A. Pendekatan Masalah Pendekatan masalah yang dipergunakan dalam penelitian ini terdiri dari pendekatan secara normatif dan empiris. a. Pendekatan Normatif, yaitu pendekatan yang dilakukan dengan jalan mempelajari, menelaah norma-norma atau kaidah-kaidah hukum yang berlaku dan berkaitan dengan masalah yang diteliti. b. Pendekatan Empiris, adalah pendekatan yang dilakukan dengan jalan melihat kenyataan langsung di lapangan yang menjadi objek dari penelitian. B. Jenis dan Sumber Data Data yang diperlukan dalam penelitian ini terdiri dari dua jenis data yaitu data primer dan data sekunder. Data primer adalah data yang diperoleh dari pihak pertama yang bersumber dari hasil wawancara dengan pihak yang terkait dalam penelitian ini. Data sekunder adalah data yang diperoleh dari pihak kedua yang bersumber dari buku-buku literature dan perundang-undangan yang ada hubungannya dengan permasalahan yang dibahas. C. Prosedur Pengumpulan dan Pengolahan Data Prosedur pengumpulan data yang penulis gunakan dalam penelilitan ini adalah sebagai berikut:
a. Studi Pustaka Studi pustaka ini dilakukan untuk mendapatkan data sekunder yang dilakukan dengan jalan mempelajari, menelaah dan mengutip data dari berbagai buku literatur dan peraturan perundang-undangan yang berlaku dan mempunyai hubungan dengan masalah yang dibahas dalam penelitian ini. b. Pengolahan Data Dari keseluruhan data yang sudah terkumpul kemudian diperiksa kembali dengan tujuan untuk mengetahui kelengkapan dan kejelasannnya. Apabila datadata yang diperlukan sudah lengkap dan jelas, kemudian dilakukan pengolahan data dengan cara menyusun data tersebut ke dalam bentuk kalimat secara sistematis, jelas dan rinci kemudian diklasifikasikan yang disesuaikan dengan pokok yang akan dibahas dalam rangka penyempurnaan data sehingga memudahkan analisa data. c. Analisa Data Dari keseluruhan data yang akan diolah, maka kegiatan terakhir yang akan dilakukan adalah menganalisa data, yaitu dengan cara deskriptif kualitatif artinya menguraikan data ke dalam bentuk kalimat secara sistematis berdasarkan kenyataan yang diperoleh dari hasil penelitian dilapangan, sehingga memudahkan untuk menarik kesimpulan dalam menjawab pepermasalahan dalam penulisan ini.

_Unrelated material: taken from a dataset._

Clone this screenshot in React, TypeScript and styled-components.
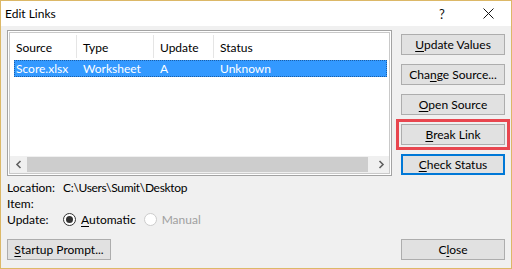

F. SISTEMATIKA PENULISAN Untuk memudahkan dalam memahami penulisan skripsi ini secara keseluruhan, maka sistematika penulisannya adalah : I. Pendahuluan Berisi pendahuluan yang meliputi: latar belakang masalah, rumusan masalah, tujuan dan kegunaan penelitian, kerangka teoritis dan konseptual, sistematika penulisan. II. Rumusan masalah III. Tujuan Penelitian IV. Tinjauan Pustaka Berisikan Tinjauan Pustaka yang menguraikan tentang pengertian tindak pidana, korupsi, upaya pemberantasan tindak pidana korupsi, serta proses pembuktiannya. V. Metodologi Penelitian Pada bab ini diuraikan tentang cara-cara melakukan penelitian yang meliputi pendekatan masalah, jenis dan sumber data, prosedur pengumpulan pengolahan data, analisis data VI. .Kesimpulan Dan Saran Merupakan Bab penutup yang memuat kesimpulan dan saran.